Picture your ideal customer — the one who spends the most dollars at your facility, and who is the most engaged.
Now imagine you could clone that customer so your gym was packed to the brim with high-paying, highly-enthusiastic members.
Although you can’t literally clone your top customers just yet, you can come close. How? Through the use of buyer personas that identify your most fruitful customers, supported by a marketing strategy that seeks to target prospective customers with similar characteristics.
As Sam Kusinitz of HubSpot explained, “A buyer persona is a semi-fictional representation of your ideal customer based on market research and real data about your existing customers. When creating your buyer personas, consider including customer demographics, behavior patterns, motivations and goals. The more detailed you are, the better.”
Newtown Athletic Club is a great example of a club organization that’s found success through marketing to specific buyer segments, versus mass marketing alone.
“With the increase in marketplace clutter, standing out and resonating with a profitable audience is harder than ever,” explained Taylor Antolino, the director of marketing for Newtown Athletic Club. “Being able to segment customers based on their unique characteristics gives you the opportunity to speak directly to a defined audience. We’ve seen a significant increase in email marketing open and click-through rates based on tailoring communications by membership types, demographics and activities.”
City Fitness has also found success through segmenting its member and customer groups — and tailoring its messaging to each subset.
“Say you have 10 different groups,” said Tom Wingert, the vice president of marketing at City Fitness. “If you understand each of those groups, then you can understand how best to communicate with them. By appropriately understanding who your people are and creating those key flagship indicators — be it gender, employment status or age — when you’re thinking about how to communicate with these people, then you can employ appropriate marketing tactics.”
So, how do you go about creating buyer personas?
“Conduct market research and use analytics and technology to track engagement,” advised Antolino. “We encourage our members to tell us about themselves through a survey upon joining, for a holistic marketing strategy, and then every year or two for the duration of their membership.”
In addition, your club management, sales and marketing software can be extremely helpful in this endeavor.
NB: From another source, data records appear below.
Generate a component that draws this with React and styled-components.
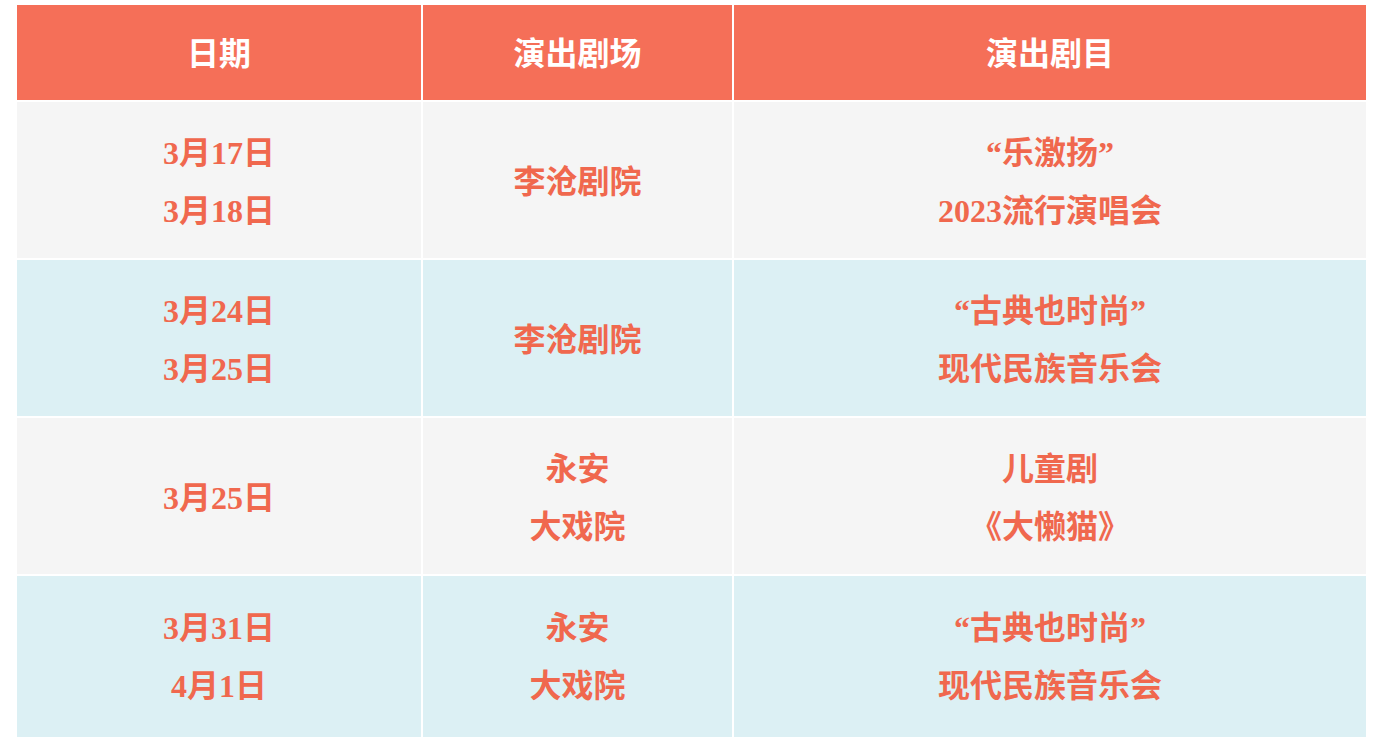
import React from "react";
import styled, { createGlobalStyle } from "styled-components";

const Global = createGlobalStyle`
  html, body { margin: 0; padding: 0; background: #ffffff; }
  body { font-family: "Liberation Serif", "Noto Sans CJK SC", serif; }
`;

const Page = styled.div`
  padding: 5px 11px 0 17px;
  width: 1349px;
`;

const Grid = styled.div`
  display: grid;
  grid-template-columns: 404px 309px 632px;
  grid-template-rows: 95px 156px 156px 156px 162px;
  column-gap: 2px;
  row-gap: 2px;
`;

const HeadCell = styled.div`
  background: #f56f58;
  color: #ffffff;
  display: flex;
  align-items: center;
  justify-content: center;
  font-family: "Noto Sans CJK SC", sans-serif;
  font-weight: 700;
  font-size: 32px;
  padding-bottom: 3px;
  box-sizing: border-box;
`;

const Cell = styled.div`
  background: ${(p) => (p.$alt ? "#dcf0f4" : "#f5f5f5")};
  color: #f0684e;
  display: flex;
  flex-direction: column;
  align-items: center;
  justify-content: center;
  padding-top: 3px;
  padding-bottom: ${(p) => (p.$last ? "4px" : "0")};
  box-sizing: border-box;
  font-family: "Liberation Serif", "Noto Sans CJK SC", serif;
  font-weight: 700;
  font-size: 32px;
  line-height: 58px;
  text-align: center;
`;

const Line = styled.div``;

const rows = [
  [["3月17日", "3月18日"], ["李沧剧院"], ["“乐激扬”", "2023流行演唱会"]],
  [["3月24日", "3月25日"], ["李沧剧院"], ["“古典也时尚”", "现代民族音乐会"]],
  [["3月25日"], ["永安", "大戏院"], ["儿童剧", "《大懒猫》"]],
  [["3月31日", "4月1日"], ["永安", "大戏院"], ["“古典也时尚”", "现代民族音乐会"]],
];

export default function App() {
  return (
    <>
      <Global />
      <Page>
        <Grid>
          <HeadCell>日期</HeadCell>
          <HeadCell>演出剧场</HeadCell>
          <HeadCell>演出剧目</HeadCell>
          {rows.map((r, i) =>
            r.map((lines, j) => (
              <Cell
                key={`${i}-${j}`}
                $alt={i % 2 === 1}
                $last={i === rows.length - 1}
              >
                {lines.map((l, k) => (
                  <Line key={k}>{l}</Line>
                ))}
              </Cell>
            ))
          )}
        </Grid>
      </Page>
    </>
  );
}
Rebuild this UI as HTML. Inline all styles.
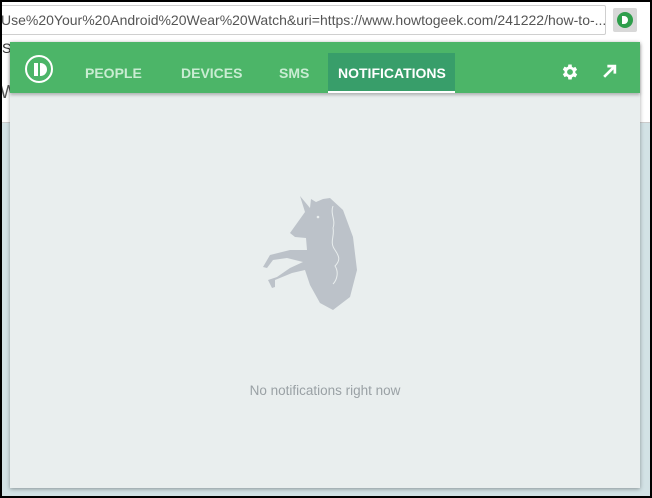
<html><body style="margin:0;width:652px;height:498px;overflow:hidden;background:#000;font-family:'Liberation Sans',sans-serif">
<div style="position:absolute;left:2px;top:2px;width:648px;height:494px;background:#fff;overflow:hidden">
<div style="position:absolute;left:-2px;top:3px;width:604px;height:28px;border:1px solid #cfcfcf;border-radius:2px;background:#fff;font-size:14px;line-height:28px;color:#555;white-space:nowrap;overflow:hidden">Use%20Your%20Android%20Wear%20Watch&amp;uri=https://www.howtogeek.com/241222/how-to-...</div>
<div style="position:absolute;left:611px;top:6px;width:24px;height:24px;background:#d8d8d8;border-radius:2px"><div style="position:absolute;left:4px;top:4px;width:16px;height:16px;border-radius:50%;background:#2e9e4b"></div><div style="position:absolute;left:9px;top:8px;width:6px;height:8px;background:#fff;border-radius:0 4px 4px 0"></div></div>
<div style="position:absolute;left:0;top:38px;font-size:14px;color:#333">S</div>
<div style="position:absolute;left:-2px;top:80px;font-size:18px;color:#555">W</div>
<div style="position:absolute;left:0;top:120px;width:648px;height:380px;background:#d2e2e5;border-top:1px solid #ccc"></div>
<div style="position:absolute;left:8px;top:40px;width:630px;height:446px;background:#e9eeee;box-shadow:0 1px 4px rgba(0,0,0,.35)">
<div style="position:absolute;left:0;top:0;width:630px;height:51px;background:#4cb568;box-shadow:0 2px 3px rgba(0,0,0,.25)">
<div style="position:absolute;left:15px;top:13px;width:24px;height:24px;border:2.5px solid #fff;border-radius:50%"></div>
<div style="position:absolute;left:24px;top:21px;width:4px;height:13px;background:#fff"></div>
<div style="position:absolute;left:30px;top:21px;width:7px;height:13px;background:#fff;border-radius:0 7px 7px 0"></div>
<div style="position:absolute;left:75px;top:23px;font-size:14px;font-weight:bold;color:#c9ecd2">PEOPLE</div>
<div style="position:absolute;left:171px;top:23px;font-size:14px;font-weight:bold;color:#c9ecd2">DEVICES</div>
<div style="position:absolute;left:269px;top:23px;font-size:14px;font-weight:bold;color:#c9ecd2">SMS</div>
<div style="position:absolute;left:318px;top:11px;width:127px;height:38px;background:#389e6a;border-bottom:2px solid #fff"><div style="position:absolute;left:10px;top:12px;font-size:14px;font-weight:bold;color:#fff">NOTIFICATIONS</div></div>
<svg style="position:absolute;left:550px;top:20px" width="20" height="20" viewBox="0 0 24 24"><path fill="#fff" d="M19.4 13a7.5 7.5 0 000-2l2.1-1.6-2-3.5-2.5 1a7 7 0 00-1.7-1L15 3h-4l-.4 2.6a7 7 0 00-1.7 1l-2.5-1-2 3.5L6.5 11a7.5 7.5 0 000 2l-2.1 1.6 2 3.5 2.5-1a7 7 0 001.7 1L11 21h4l.4-2.6a7 7 0 001.7-1l2.5 1 2-3.5zM13 15.5a3.5 3.5 0 110-7 3.5 3.5 0 010 7z" transform="translate(-1 0)"/></svg>
<svg style="position:absolute;left:592px;top:22px" width="15" height="15" viewBox="0 0 14 14"><path d="M2 12L12 2M5 2h7v7" stroke="#fff" stroke-width="2.5" fill="none"/></svg>
</div>
<div style="position:absolute;left:0;top:341px;width:630px;text-align:center;font-size:13.5px;color:#9aa1a5">No notifications right now</div>
</div>
</div>
<svg style="position:absolute;left:0;top:0" width="652" height="498" viewBox="0 0 652 498"><path fill="#bcc2c9" d="M300 196L310 208L311 199L316 202L323 199L330 198L343 210L353 237L357 270L350 297L333 310L320 303L310 285L305 270L292 273L275 280L275 287L272 288L268 280L277 277L290 268L303 262L287 258L273 260L267 268L263 267L270 255L290 250L307 250L306 238L295 237L290 233L305 212Z"/><circle cx="318" cy="217" r="1.3" fill="#e9eeee"/><path d="M333 206c-3 8 3 14 0 22 2 8-4 14 2 22 4 6 6 10 0 16 4 6 2 14-2 18" stroke="#e9eeee" stroke-width="1" fill="none"/></svg>
</body></html>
Some technologies automatically create buyer personas for businesses — and if not, the information should be readily available. “I would say anyone who’s got over a thousand people they’re managing in their business can get access to this info,” explained Wingert.
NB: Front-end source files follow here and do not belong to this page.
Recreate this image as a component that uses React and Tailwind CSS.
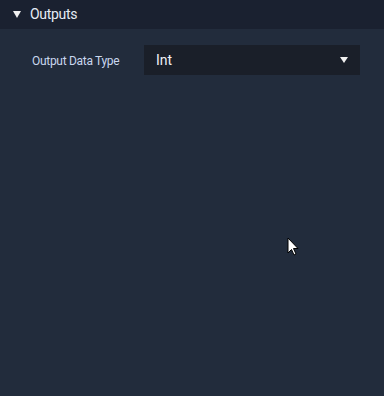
export default function App() {
  return (
    <div className="relative w-[384px] h-[396px] bg-[#222c3c] overflow-hidden" style={{ fontFamily: "Roboto, 'Liberation Sans', sans-serif" }}>
      <div className="h-[29px] bg-[#1a2130] flex items-center pl-[13px]">
        <svg width="8" height="7" viewBox="0 0 8 7" className="mr-[9px]">
          <polygon points="0,0 8,0 4,7" fill="#f0f0f0" />
        </svg>
        <span className="text-[14px] tracking-[-0.3px] text-[#e6ecf5]">Outputs</span>
      </div>
      <div className="flex items-center mt-[16px] pl-[32px]">
        <div className="w-[112px] text-[12px] tracking-[-0.3px] text-[#c9d7ee] pt-[1px]">Output Data Type</div>
        <div className="w-[216px] h-[30px] bg-[#1a1f29] flex items-center justify-between pl-[12px] pr-[12px]">
          <span className="text-[14px] text-[#eef1f6] pt-[1px]">Int</span>
          <svg width="8" height="6" viewBox="0 0 8 6">
            <polygon points="0,0 8,0 4,6" fill="#f0f0f0" />
          </svg>
        </div>
      </div>
      <svg className="absolute left-[287px] top-[237px]" width="13" height="20" viewBox="0 0 13 20">
        <path d="M1 1 L1 16 L4.5 12.5 L7 18 L9 17 L6.5 11.5 L11 11.5 Z" fill="#fff" stroke="#000" strokeWidth="1" />
      </svg>
    </div>
  );
}
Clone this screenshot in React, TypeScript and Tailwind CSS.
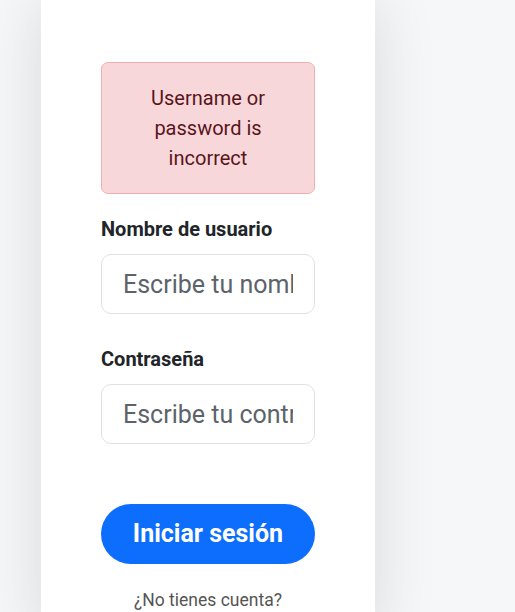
export default function App() {
  return (
    <main className="min-h-screen bg-[#f6f7f9] overflow-hidden" style={{ fontFamily: "Roboto, 'Liberation Sans', sans-serif" }}>
      <div className="ml-[41px] w-[334px] min-h-[640px] bg-white px-[60px] pt-[62px] shadow-[0_0_60px_rgba(0,0,0,0.12)]">
        {/* ALERT */}
        <div className="rounded-[7px] border border-[#f1aeb5] bg-[#f8d7da] p-[20px] text-center text-[20px] leading-[30px] text-[#58151c]">
          Username or password is incorrect
        </div>

        {/* FORM */}
        <form className="flex flex-col" onSubmit={(e) => e.preventDefault()}>
          <label className="mt-[20px] mb-[10px] text-[20px] leading-[30px] font-bold text-[#212529]">
            Nombre de usuario
          </label>
          <input
            type="text"
            placeholder="Escribe tu nombre de usuario"
            className="h-[60px] w-full rounded-[10px] border border-[#dee2e6] bg-white px-[21px] text-[25px] text-[#212529] placeholder:text-[#5c636a] outline-none"
          />

          <label className="mt-[30px] mb-[10px] text-[20px] leading-[30px] font-bold text-[#212529]">
            Contraseña
          </label>
          <input
            type="password"
            placeholder="Escribe tu contraseña"
            className="h-[60px] w-full rounded-[10px] border border-[#dee2e6] bg-white px-[21px] text-[25px] text-[#212529] placeholder:text-[#5c636a] outline-none"
          />

          <button
            type="submit"
            className="mt-[60px] h-[60px] w-full rounded-full bg-[#0d6efd] text-[25px] font-bold text-white"
          >
            Iniciar sesión
          </button>
        </form>

        <p className="mt-[23px] text-center text-[17.5px] leading-[26px] text-[#555]">¿No tienes cuenta?</p>
      </div>
    </main>
  );
}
If further help is needed, Wingert advised partnering with marketing services like Epsilon to identify buyer personas and specific marketing strategies. “Epsilon does a great job of this,” he added. “You can share your member lists with them and say, ‘Break this down into a member profile,’ and what they’ll do is then supply you with a list of the people who are buying your product based on specific indicators.”
Although identifying your top buyer personas may require an investment in time and resources, Wingert explained the end result is worth it.
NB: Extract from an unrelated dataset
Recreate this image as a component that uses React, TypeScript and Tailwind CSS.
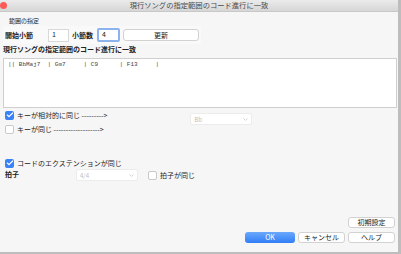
import { Check, ChevronDown } from 'lucide-react';

const JP = { fontFamily: '"Noto Sans CJK JP", "Noto Sans", sans-serif' };

function Box({ checked }: { checked?: boolean }) {
  return checked ? (
    <span className="flex h-[9px] w-[9px] items-center justify-center rounded-[2px] bg-[#3b82f6]">
      <Check size={8} strokeWidth={3.5} className="text-white" />
    </span>
  ) : (
    <span className="h-[9px] w-[9px] rounded-[2px] border border-[#c9c9c9] bg-white" />
  );
}

function Btn({ label, primary, w = 'w-[47px]' }: { label: string; primary?: boolean; w?: string }) {
  return (
    <button
      className={
        primary
          ? `${w} flex h-[11px] items-center justify-center rounded-[3px] bg-gradient-to-b from-[#6aa8fb] to-[#2f7df6] text-[7px] text-white`
          : `${w} flex h-[11px] items-center justify-center rounded-[3px] border border-[#d2d2d2] bg-white text-[7px] text-[#222]`
      }
    >
      {label}
    </button>
  );
}

function Select({ value, w }: { value: string; w: string }) {
  return (
    <div className={`${w} flex h-[12px] items-center justify-between rounded-[2px] border border-[#ececec] bg-white pl-[3px] pr-[2px]`}>
      <span className="text-[6px] text-[#bdbdbd]">{value}</span>
      <ChevronDown size={7} className="text-[#b5b5b5]" />
    </div>
  );
}

export default function App() {
  return (
    <div
      className="flex h-[254px] w-[401px] flex-col overflow-hidden border-r-[3px] border-b-[2px] border-[#bdbdbd] bg-[#f6f6f6] text-[#222]"
      style={JP}
    >
      <div className="relative flex h-[12px] shrink-0 items-center justify-center border-b border-[#c8c8c8] bg-gradient-to-b from-[#ebebeb] to-[#d6d6d6]">
        <span className="absolute left-[0px] top-[2px] h-[7px] w-[7px] rounded-full bg-[#fc5b57]" />
        <span className="text-[7.3px] text-[#4a4a4a]">現行ソングの指定範囲のコード進行に一致</span>
      </div>

      <div className="flex flex-col px-[3px]">
        <div className="ml-[6px] mt-[5px] text-[6px] leading-[8px]">範囲の指定</div>
        <div className="mt-[1px] flex h-[18px] w-[198px] items-center rounded-[2px] bg-[#f9f9f9] pl-[2px]">
          <span className="w-[40px] text-[7px] font-bold">開始小節</span>
          <div className="ml-[3px] flex h-[13px] w-[21px] items-end border border-[#d8d8d8] bg-white pb-[1px] pl-[3px] text-[7px]">1</div>
          <span className="ml-[3px] text-[7px] font-bold">小節数</span>
          <div className="ml-[4px] flex h-[14px] w-[23px] items-end rounded-[2px] border-2 border-[#8db3ee] bg-white pb-[1px] pl-[3px] text-[7px]">4</div>
          <Btn label="更新" w="ml-[3px] w-[76px] h-[12px]" />
        </div>

        <div className="mt-[1px] text-[7px] font-bold leading-[9px]">現行ソングの指定範囲のコード進行に一致</div>
        <div className="mt-[4px] h-[50px] w-[394px] border border-[#cfcfcf] bg-white px-[4px] pt-[2px]">
          <pre className="text-[6px] leading-[8px] text-[#444]" style={{ fontFamily: '"Liberation Mono", monospace' }}>
            {'|| BbMaj7  | Gm7     | C9      | F13     |'}
          </pre>
        </div>

        <div className="mt-[2px] flex items-start">
          <div className="flex flex-col gap-[4px]">
            <label className="flex items-center gap-[3px] pl-[2px] text-[7px] leading-[10px]">
              <Box checked />
              キーが相対的に同じ ---------&gt;
            </label>
            <label className="flex items-center gap-[3px] pl-[2px] text-[7px] leading-[10px]">
              <Box />
              キーが同じ -------------------&gt;
            </label>
          </div>
          <div className="ml-[83px] mt-[3px]">
            <Select value="Bb" w="w-[62px]" />
          </div>
        </div>

        <label className="mt-[24px] flex items-center gap-[3px] pl-[2px] text-[7px] leading-[10px]">
          <Box checked />
          コードのエクステンションが同じ
        </label>
        <div className="mt-[1px] flex items-start">
          <span className="w-[73px] pl-[2px] text-[7px] font-bold leading-[10px]">拍子</span>
          <div className="flex items-center">
            <Select value="4/4" w="w-[62px]" />
            <label className="ml-[10px] flex items-center gap-[3px] text-[7px]">
              <Box />
              拍子が同じ
            </label>
          </div>
        </div>

        <div className="mt-[36px] flex justify-end">
          <Btn label="初期設定" />
        </div>
        <div className="mt-[4px] flex justify-end gap-[3px]">
          <Btn label="OK" primary w="w-[50px]" />
          <Btn label="キャンセル" />
          <Btn label="ヘルプ" />
        </div>
      </div>
    </div>
  );
}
“A lot of times operators are just marketing everything they’re saying as though it’s to everyone — they’re not tailoring every individual message to the people who will find that message either useful or interesting,” said Wingert. “It does take time to create customer profiles, but if you’re not doing that, then you’re constantly going to be forced into that hole of marketing the same thing to everybody, every single month. You’ll fall into the trap of being yet another fitness business operator who’s trying to scream over the other fitness business operators saying the exact same thing.”